## Begin Provided data

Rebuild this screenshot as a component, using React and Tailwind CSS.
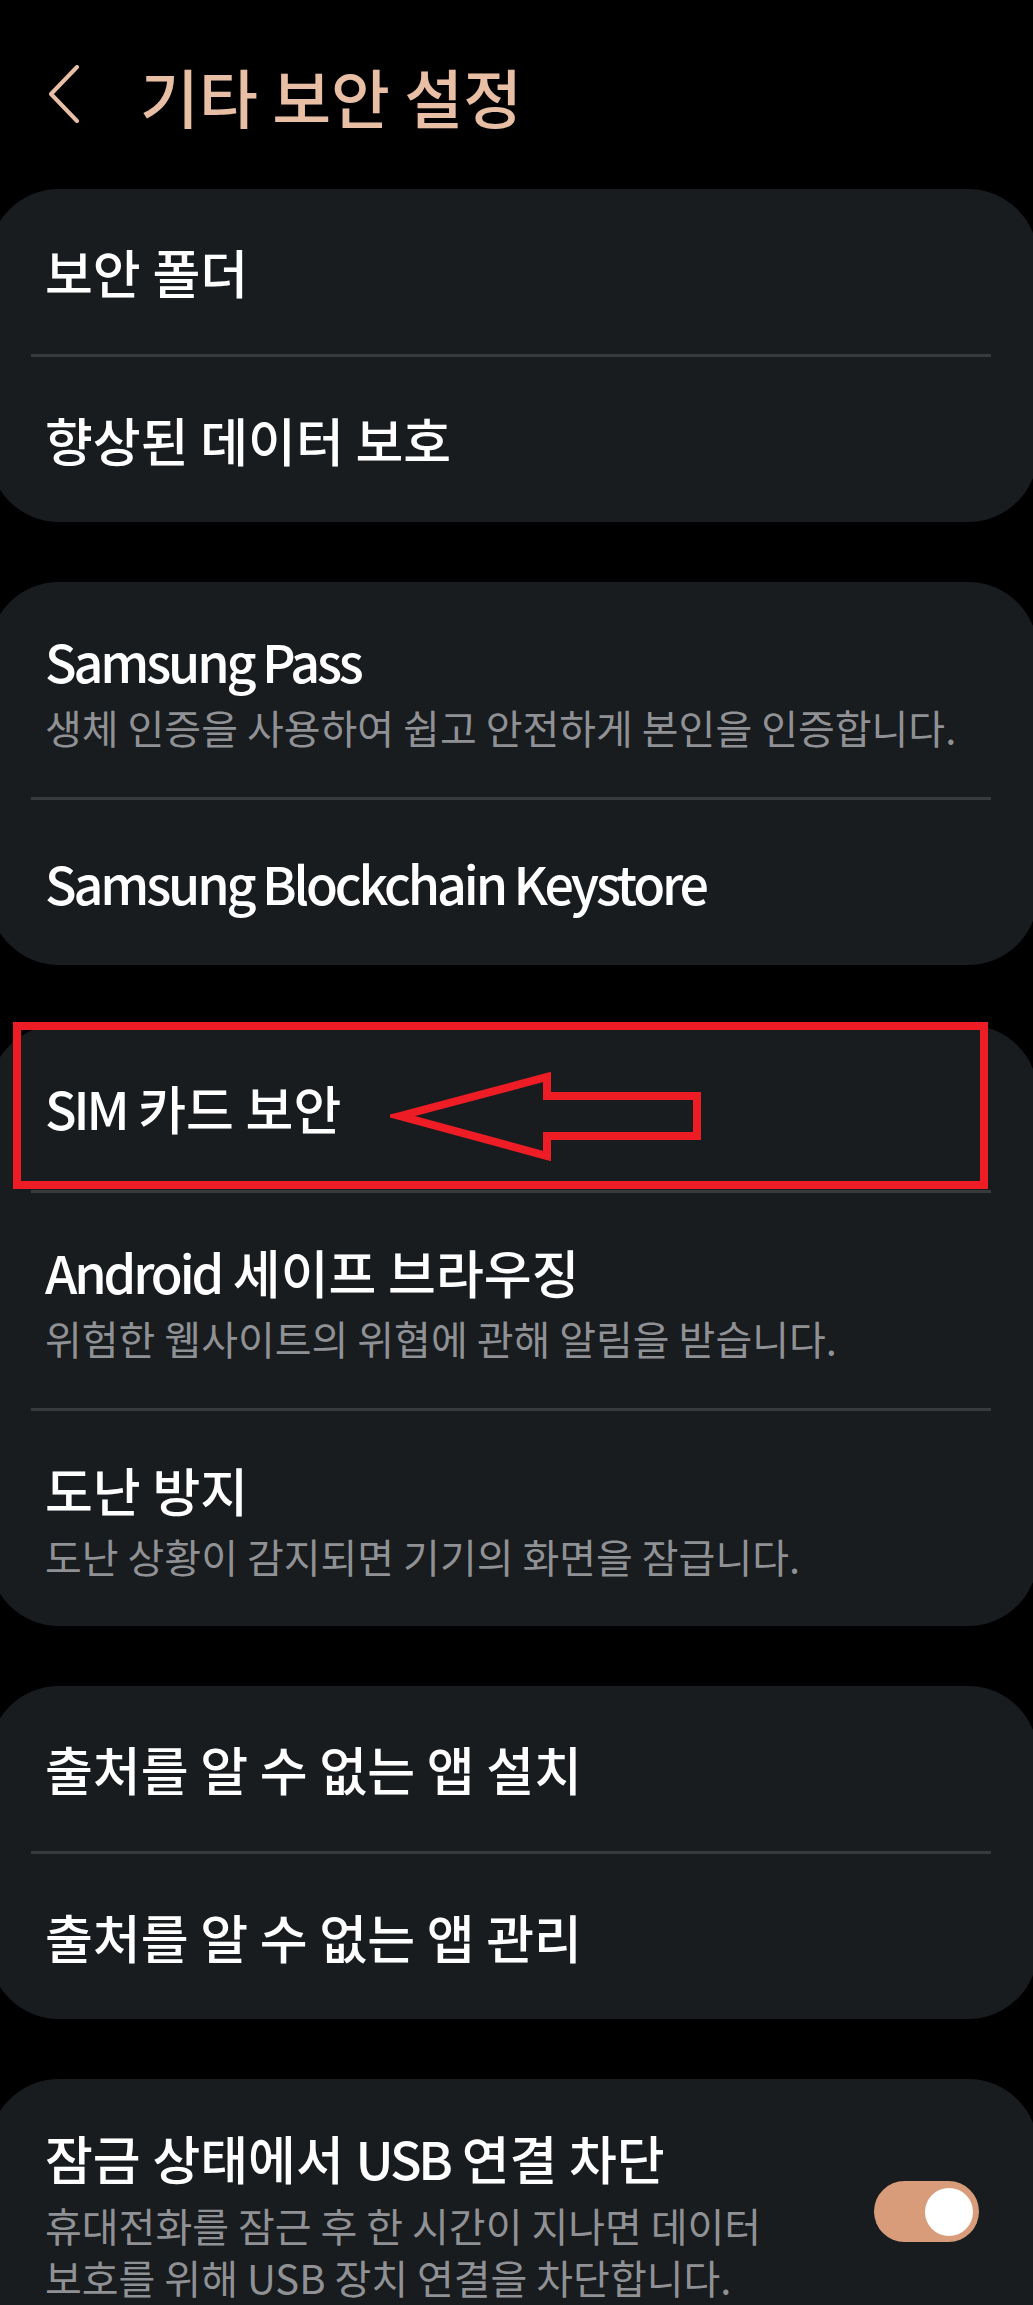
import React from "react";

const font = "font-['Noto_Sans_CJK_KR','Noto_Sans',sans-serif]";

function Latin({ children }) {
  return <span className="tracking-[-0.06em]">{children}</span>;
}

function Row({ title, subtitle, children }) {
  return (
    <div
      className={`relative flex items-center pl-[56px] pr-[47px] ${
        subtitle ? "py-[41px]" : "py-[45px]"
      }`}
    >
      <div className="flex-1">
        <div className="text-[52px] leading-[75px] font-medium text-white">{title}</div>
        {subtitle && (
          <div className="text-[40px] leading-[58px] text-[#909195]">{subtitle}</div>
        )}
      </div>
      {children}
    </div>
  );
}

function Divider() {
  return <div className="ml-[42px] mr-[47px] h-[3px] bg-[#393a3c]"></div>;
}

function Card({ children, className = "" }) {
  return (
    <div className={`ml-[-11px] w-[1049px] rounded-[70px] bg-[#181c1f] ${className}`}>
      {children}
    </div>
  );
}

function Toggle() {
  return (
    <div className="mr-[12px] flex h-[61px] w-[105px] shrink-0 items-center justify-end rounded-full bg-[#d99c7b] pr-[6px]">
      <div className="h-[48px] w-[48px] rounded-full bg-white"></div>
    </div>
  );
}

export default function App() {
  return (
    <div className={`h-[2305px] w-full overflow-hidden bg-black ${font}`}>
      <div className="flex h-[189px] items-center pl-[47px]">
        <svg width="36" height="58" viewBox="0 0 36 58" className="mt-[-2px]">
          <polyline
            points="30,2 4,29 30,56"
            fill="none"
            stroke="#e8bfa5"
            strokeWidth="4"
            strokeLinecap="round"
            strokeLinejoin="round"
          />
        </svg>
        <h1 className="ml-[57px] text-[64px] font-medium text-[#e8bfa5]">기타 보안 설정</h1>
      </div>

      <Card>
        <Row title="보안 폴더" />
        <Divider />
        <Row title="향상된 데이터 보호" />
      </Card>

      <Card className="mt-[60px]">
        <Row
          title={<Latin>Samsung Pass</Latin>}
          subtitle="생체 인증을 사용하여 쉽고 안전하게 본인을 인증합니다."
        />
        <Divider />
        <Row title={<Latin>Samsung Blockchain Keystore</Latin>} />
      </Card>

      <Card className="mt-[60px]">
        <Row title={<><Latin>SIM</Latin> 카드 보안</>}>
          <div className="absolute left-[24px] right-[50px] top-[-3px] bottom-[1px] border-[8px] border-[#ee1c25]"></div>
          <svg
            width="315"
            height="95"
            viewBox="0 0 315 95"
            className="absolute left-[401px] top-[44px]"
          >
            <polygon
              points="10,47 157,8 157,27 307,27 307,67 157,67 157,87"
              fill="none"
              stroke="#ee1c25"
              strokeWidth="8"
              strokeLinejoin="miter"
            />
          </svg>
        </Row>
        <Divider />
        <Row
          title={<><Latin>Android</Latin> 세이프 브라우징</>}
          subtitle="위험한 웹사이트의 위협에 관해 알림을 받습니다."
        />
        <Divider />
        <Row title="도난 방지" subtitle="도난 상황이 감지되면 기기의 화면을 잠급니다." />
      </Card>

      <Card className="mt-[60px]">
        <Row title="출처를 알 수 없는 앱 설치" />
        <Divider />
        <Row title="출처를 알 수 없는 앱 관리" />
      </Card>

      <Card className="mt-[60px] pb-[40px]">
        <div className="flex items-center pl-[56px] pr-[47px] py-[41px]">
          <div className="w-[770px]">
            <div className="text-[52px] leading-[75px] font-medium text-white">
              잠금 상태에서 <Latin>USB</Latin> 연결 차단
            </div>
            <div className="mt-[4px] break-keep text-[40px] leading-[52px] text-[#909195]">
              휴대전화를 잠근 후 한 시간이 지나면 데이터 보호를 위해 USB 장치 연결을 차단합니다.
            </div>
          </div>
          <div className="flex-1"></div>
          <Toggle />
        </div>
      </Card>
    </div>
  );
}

## End Provided data
## Begin Provided data

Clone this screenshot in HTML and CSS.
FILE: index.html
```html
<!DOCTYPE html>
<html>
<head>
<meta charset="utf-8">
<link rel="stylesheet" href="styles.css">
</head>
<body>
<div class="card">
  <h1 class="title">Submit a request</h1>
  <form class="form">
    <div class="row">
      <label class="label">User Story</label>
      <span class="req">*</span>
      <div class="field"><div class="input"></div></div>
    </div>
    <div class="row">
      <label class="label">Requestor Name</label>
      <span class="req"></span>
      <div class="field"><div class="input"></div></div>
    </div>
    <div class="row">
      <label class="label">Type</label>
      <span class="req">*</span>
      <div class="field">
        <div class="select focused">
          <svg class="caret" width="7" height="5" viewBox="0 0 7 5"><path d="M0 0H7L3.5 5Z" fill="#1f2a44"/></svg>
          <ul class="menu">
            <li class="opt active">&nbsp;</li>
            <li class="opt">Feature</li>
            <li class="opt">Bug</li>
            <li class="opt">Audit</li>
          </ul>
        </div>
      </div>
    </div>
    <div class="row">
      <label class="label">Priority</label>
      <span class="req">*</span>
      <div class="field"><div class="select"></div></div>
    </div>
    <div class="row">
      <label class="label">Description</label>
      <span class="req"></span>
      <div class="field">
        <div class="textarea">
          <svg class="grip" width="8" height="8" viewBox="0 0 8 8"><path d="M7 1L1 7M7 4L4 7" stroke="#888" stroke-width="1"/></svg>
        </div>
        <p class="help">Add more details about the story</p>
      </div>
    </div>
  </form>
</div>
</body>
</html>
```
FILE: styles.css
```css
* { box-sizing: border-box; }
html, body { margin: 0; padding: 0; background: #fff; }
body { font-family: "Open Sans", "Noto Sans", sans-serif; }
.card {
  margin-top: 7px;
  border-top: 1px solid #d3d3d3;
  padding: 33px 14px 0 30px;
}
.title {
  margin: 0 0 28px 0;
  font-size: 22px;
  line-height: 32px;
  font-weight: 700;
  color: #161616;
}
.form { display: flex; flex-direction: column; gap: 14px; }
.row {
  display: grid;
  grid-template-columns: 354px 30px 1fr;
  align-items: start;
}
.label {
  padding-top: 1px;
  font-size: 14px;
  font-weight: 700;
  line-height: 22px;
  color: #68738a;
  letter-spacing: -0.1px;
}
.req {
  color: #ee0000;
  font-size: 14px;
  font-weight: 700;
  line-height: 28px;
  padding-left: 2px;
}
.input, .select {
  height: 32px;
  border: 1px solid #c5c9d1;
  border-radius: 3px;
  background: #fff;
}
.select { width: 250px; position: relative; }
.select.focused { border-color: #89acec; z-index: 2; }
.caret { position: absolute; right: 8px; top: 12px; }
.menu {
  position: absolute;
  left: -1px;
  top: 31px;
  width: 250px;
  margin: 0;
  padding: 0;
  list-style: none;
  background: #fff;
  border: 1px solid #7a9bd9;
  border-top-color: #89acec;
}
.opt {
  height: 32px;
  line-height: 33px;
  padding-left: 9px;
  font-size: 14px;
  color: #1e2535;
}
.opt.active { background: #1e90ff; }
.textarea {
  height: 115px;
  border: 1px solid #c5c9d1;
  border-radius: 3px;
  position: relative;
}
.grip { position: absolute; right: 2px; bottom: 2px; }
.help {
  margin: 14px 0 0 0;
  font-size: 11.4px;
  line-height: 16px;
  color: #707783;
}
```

## End Provided data

● Problem:
Select every line of the records holding the string "this".

● Response below:
Rebuild this screenshot as a component, using React and Tailwind CSS.
Clone this screenshot in HTML and CSS.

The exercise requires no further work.